The team’s work was inspired by collaborator and study coauthor Natalie Burls, associate professor at George Mason University. Burls, an oceanographer and climate scientist from South Africa who received a PhD at the University of Cape Town, has long been intrigued by the way geological evidence from past warm climates in Earth’s history can help researchers make sense of future rainfall and drought conditions.
“This study, which explored how past warm climates can inform us on what to expect in the future as our planet warms, brings to the fore the important role of ocean warming patterns,” says Burls. “It’s important to understand how these patterns determine the response of the hydrological cycle over southwest Africa to global warming.”
To study the impact of global warming on precipitation from millions of years in the past, the team analyzed “molecular fossils” in the form of ancient leaf waxes. “These are compounds produced by leaves to protect themselves from drying out,” says Bhattacharya. “They get shed from leaf surfaces and find their way to ocean sediments, where we can extract them and study their chemical composition.”
Plants use hydrogen from rainwater to produce the waxy outer coating on their leaves, which survives in ocean sediment for millions of years. The leaf wax functions as a time capsule preserved in ocean sediment.
After transporting the millions-year-old sediment from Africa to their lab in Syracuse, Rubbelke and Bhattacharya used heat and pressure to extract lipids (e.g. fat molecules), and then used a variety of solvents to isolate the exact class of molecules that they were looking to measure. From those molecules, they determined the number of different types of hydrogen present.

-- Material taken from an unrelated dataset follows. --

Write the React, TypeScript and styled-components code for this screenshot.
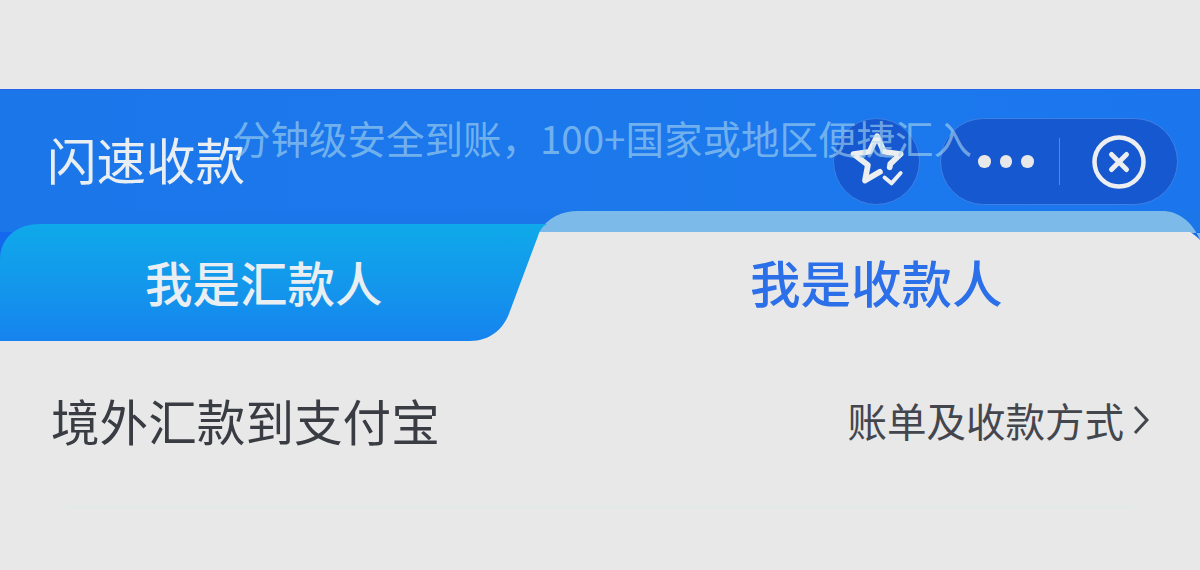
import React from "react";
import styled, { createGlobalStyle } from "styled-components";

const Global = createGlobalStyle`
  html, body { margin: 0; padding: 0; background: #e8e8e8; }
  body { font-family: "Noto Sans CJK SC", "Noto Sans", sans-serif; overflow: hidden; }
`;

const Page = styled.div`
  width: 1200px;
  height: 570px;
  padding-top: 89px;
  box-sizing: border-box;
  background: #e8e8e8;
  overflow: hidden;
`;

const Header = styled.header`
  position: relative;
  height: 152px;
  box-sizing: border-box;
  padding: 28px 22px 0 47px;
  display: flex;
  align-items: flex-start;
  background: linear-gradient(90deg, #1b76ea 0%, #1c79ec 60%, #1b76ee 100%);
  border-top: 1px solid #2566e6;
`;

const Title = styled.h1`
  margin: 0;
  flex: 1;
  font-size: 49.5px;
  line-height: 82px;
  font-weight: 400;
  color: #e9eef2;
`;

const Ticker = styled.div`
  position: absolute;
  left: 232px;
  top: 18px;
  font-size: 38.5px;
  line-height: 58px;
  white-space: nowrap;
  color: rgba(170, 215, 240, 0.62);
  z-index: 2;
`;

const Actions = styled.div`
  display: flex;
  gap: 20px;
  position: relative;
`;

const RoundButton = styled.button`
  width: 87px;
  height: 87px;
  padding: 0;
  border-radius: 50%;
  background: #1658d0;
  border: 1px solid #3e80e4;
  box-sizing: border-box;
  display: flex;
  align-items: center;
  justify-content: center;
`;

const Capsule = styled.div`
  width: 238px;
  height: 87px;
  border-radius: 44px;
  background: #1658d0;
  border: 1px solid #3e80e4;
  box-sizing: border-box;
  display: flex;
  align-items: center;
`;

const MoreSlot = styled.div`
  width: 118px;
  display: flex;
  justify-content: center;
  gap: 9px;
  padding-left: 12px;
  box-sizing: border-box;
`;

const Dot = styled.span`
  width: 12.5px;
  height: 12.5px;
  border-radius: 50%;
  background: #e8e8e8;
`;

const Separator = styled.span`
  width: 1px;
  height: 47px;
  background: #4e8ae2;
`;

const CloseSlot = styled.div`
  flex: 1;
  display: flex;
  justify-content: center;
`;

const TabBar = styled.div`
  position: relative;
  margin-top: -30px;
  height: 130px;
  display: flex;
  align-items: flex-end;
  background: linear-gradient(#1b76ea 0 21px, #1368ee 21px 50px, #e8e8e8 50px);
`;

const ActiveTab = styled.div`
  position: relative;
  z-index: 1;
  width: 547px;
  height: 117px;
  flex: none;
  box-sizing: border-box;
  padding: 0 0 0 145px;
  clip-path: path("M0 36 C0 13 18 0 40 0 H547 C543 2 540 5 538 12 L510 87 C504 105 490 117 470 117 H0 Z");
  background: linear-gradient(180deg, #0fa9ea 0%, #1396ec 55%, #1683ee 100%);
  color: #e8eef2;
  font-size: 47.5px;
  font-weight: 500;
  line-height: 116px;
`;

const PlainTab = styled.div`
  position: relative;
  z-index: 0;
  margin-left: -37px;
  flex: 1;
  height: 130px;
  box-sizing: border-box;
  padding-left: 240px;
  color: #2b6fe9;
  font-size: 50.5px;
  font-weight: 500;
  line-height: 140px;
`;

const TabShape = styled.svg`
  position: absolute;
  left: 0;
  top: 0;
  z-index: -1;
`;

const TabText = styled.span`
  position: relative;
`;

const InfoRow = styled.div`
  margin-top: 29px;
  padding: 0 51px 0 51px;
  display: flex;
  align-items: center;
  justify-content: space-between;
`;

const RowTitle = styled.div`
  font-size: 48.6px;
  line-height: 100px;
  color: #3a3c43;
`;

const RowLink = styled.div`
  display: flex;
  align-items: center;
  gap: 9px;
  font-size: 39.5px;
  line-height: 100px;
  color: #44464e;
`;

const Rule = styled.div`
  margin: 35px 65px 0;
  height: 4px;
  background: #e2e9e6;
`;

export default function App() {
  return (
    <Page>
      <Global />
      <Header>
        <Title>闪速收款</Title>
        <Ticker>分钟级安全到账，100+国家或地区便捷汇入</Ticker>
        <Actions>
          <RoundButton aria-label="收藏">
            <svg width="69" height="69" viewBox="0 0 60 60" fill="none" stroke="#eceef0" strokeWidth="5" strokeLinecap="round" strokeLinejoin="round">
              <path d="M33 39 L20 46.5 L22.5 33 L10 23.5 L24 21.5 L30.5 8 L36.5 21.5 L51 23.5 L42 32 L41.5 35" />
              <path d="M37 44 L43 49 L51 40" strokeWidth="3.4" />
            </svg>
          </RoundButton>
          <Capsule>
            <MoreSlot>
              <Dot />
              <Dot />
              <Dot />
            </MoreSlot>
            <Separator />
            <CloseSlot>
              <svg width="56" height="56" viewBox="0 0 56 56" fill="none" stroke="#eceef0" strokeLinecap="round">
                <circle cx="28" cy="28" r="24.5" strokeWidth="4.5" />
                <path d="M20.5 20.5 L35.5 35.5 M35.5 20.5 L20.5 35.5" strokeWidth="5" />
              </svg>
            </CloseSlot>
          </Capsule>
        </Actions>
      </Header>
      <TabBar>
        <ActiveTab>我是汇款人</ActiveTab>
        <PlainTab>
          <TabShape width="690" height="130" viewBox="0 0 690 130">
            <path d="M28 22 C38 6 52 0 68 0 H652 C668 0 682 10 690 29 V22 Z" fill="#7cbbe9" />
            <path d="M0 21 H680 C684 23 687 26 690 29 V130 H0 Z" fill="#e8e8e8" />
          </TabShape>
          <TabText>我是收款人</TabText>
        </PlainTab>
      </TabBar>
      <InfoRow>
        <RowTitle>境外汇款到支付宝</RowTitle>
        <RowLink>
          账单及收款方式
          <svg width="16" height="30" viewBox="0 0 16 30" fill="none" stroke="#44464e" strokeWidth="3">
            <path d="M2 2 L14 15 L2 28" />
          </svg>
        </RowLink>
      </InfoRow>
      <Rule />
    </Page>
  );
}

“When we measure the amount of heavy and light isotopes of hydrogen in the waxes, it reveals different physical processes like increased rainfall, or how far the water vapor travels,” says Rubbelke. “We can therefore identify changes in these processes by looking at long-term changes of hydrogen.”
By comparing their data to climate models, they verify how well those models capture past climate change, which can in turn improve the accuracy of those models to predict future rainfall. As Bhattacharya notes, this is critical because climate models often disagree on whether certain regions will get wetter or drier in response to global warming.

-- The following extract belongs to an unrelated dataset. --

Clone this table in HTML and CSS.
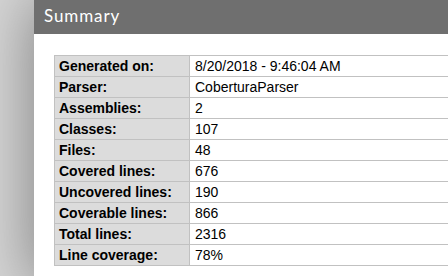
FILE: index.html
```html
<!DOCTYPE html>
<html>
<head>
<meta charset="utf-8">
<link rel="stylesheet" href="styles.css">
</head>
<body>
<div class="container">
  <h1 class="title">Summary</h1>
  <div class="content">
    <table class="overview">
      <colgroup><col class="col-label"><col></colgroup>
      <tr><th>Generated on:</th><td>8/20/2018 - 9:46:04 AM</td></tr>
      <tr><th>Parser:</th><td>CoberturaParser</td></tr>
      <tr><th>Assemblies:</th><td>2</td></tr>
      <tr><th>Classes:</th><td>107</td></tr>
      <tr><th>Files:</th><td>48</td></tr>
      <tr><th>Covered lines:</th><td>676</td></tr>
      <tr><th>Uncovered lines:</th><td>190</td></tr>
      <tr><th>Coverable lines:</th><td>866</td></tr>
      <tr><th>Total lines:</th><td>2316</td></tr>
      <tr><th>Line coverage:</th><td>78%</td></tr>
    </table>
  </div>
</div>
</body>
</html>
```
FILE: styles.css
```css
html, body {
  margin: 0;
  padding: 0;
  background: #d6d6d6;
  overflow: hidden;
  height: 100%;
}
body {
  font-family: "Liberation Sans", Arial, sans-serif;
  font-size: 14px;
  color: #000;
}
.container {
  margin-left: 34px;
  width: 700px;
  min-height: 100%;
  background: #fff;
  box-shadow: 0 0 60px #7d7d7d;
}
.title {
  margin: 0;
  background: #6f6f6f;
  color: #fff;
  font-family: "Lato", "DejaVu Sans", sans-serif;
  font-weight: normal;
  font-size: 17px;
  letter-spacing: 0.9px;
  line-height: 20px;
  padding: 6px 10px 8px 10px;
}
.content {
  padding: 21px 20px 20px 20px;
}
.overview {
  border-collapse: collapse;
  border: 1px solid #c1c1c1;
  width: 100%;
}
.col-label {
  width: 135px;
}
.overview th,
.overview td {
  border: 1px solid #c1c1c1;
  line-height: 16px;
  padding: 2px 5px 2px 5px;
  text-align: left;
}
.overview th {
  background: #dcdcdc;
  font-weight: bold;
  padding-left: 4px;
}
```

“We are using real world data from the ancient geologic past to improve our ability to model rainfall changes as the planet warms,” she says.
The study’s third author, Ran Feng, assistant professor of earth sciences at the University of Connecticut, helped analyze the comparison data and specifically examined the proposed mechanism that explains the Pliocene wet conditions in southwest Africa. She says many features of ongoing climate change are reincarnations of the past warm climates.
“In our case, we have shown that sea surface temperature pattern surrounding South Africa is key to explaining the past hydroclimate conditions of this region,” notes Feng. “Looking into the future, how this sea surface temperature pattern may evolve has profound implications to the environmental changes in South Africa.”
Rubbelke, whose interest in paleoclimate research started in high school while studying ice cores and oxygen isotopes, says that the work she is doing alongside Bhattacharya at Syracuse is particularly fulfilling because they are contributing valuable data to an area where there is currently a knowledge gap.
“This research is really cool because not a lot of paleoclimate records from the Southern Hemisphere exist, compared to the Northern Hemisphere at least,” says Rubbelke. “I feel like I’m really contributing to an international research effort to rectify that.”
As to whether the future will be wetter or drier in southwestern Africa, the team’s results suggests that both are possible, depending on where extreme sea surface temperatures are occurring.
While not much can be done to reverse global warming, short of cutting the use of fossil fuels completely, the researchers say this study illuminates the need for vulnerable communities to have the tools and resources to adapt to these seemingly more frequent extreme weather events.
“A key aspect of helping vulnerable communities involves improving our ability to predict hydroclimate extremes, “says Bhattacharya. “Our study directly speaks to this need, as we show that sea surface temperature patterns strongly influence climate models’ ability to predict changes in rainfall in southwestern Africa.”
Bhattacharya and Rubbelke’s research on this project had support from the National Science Foundation.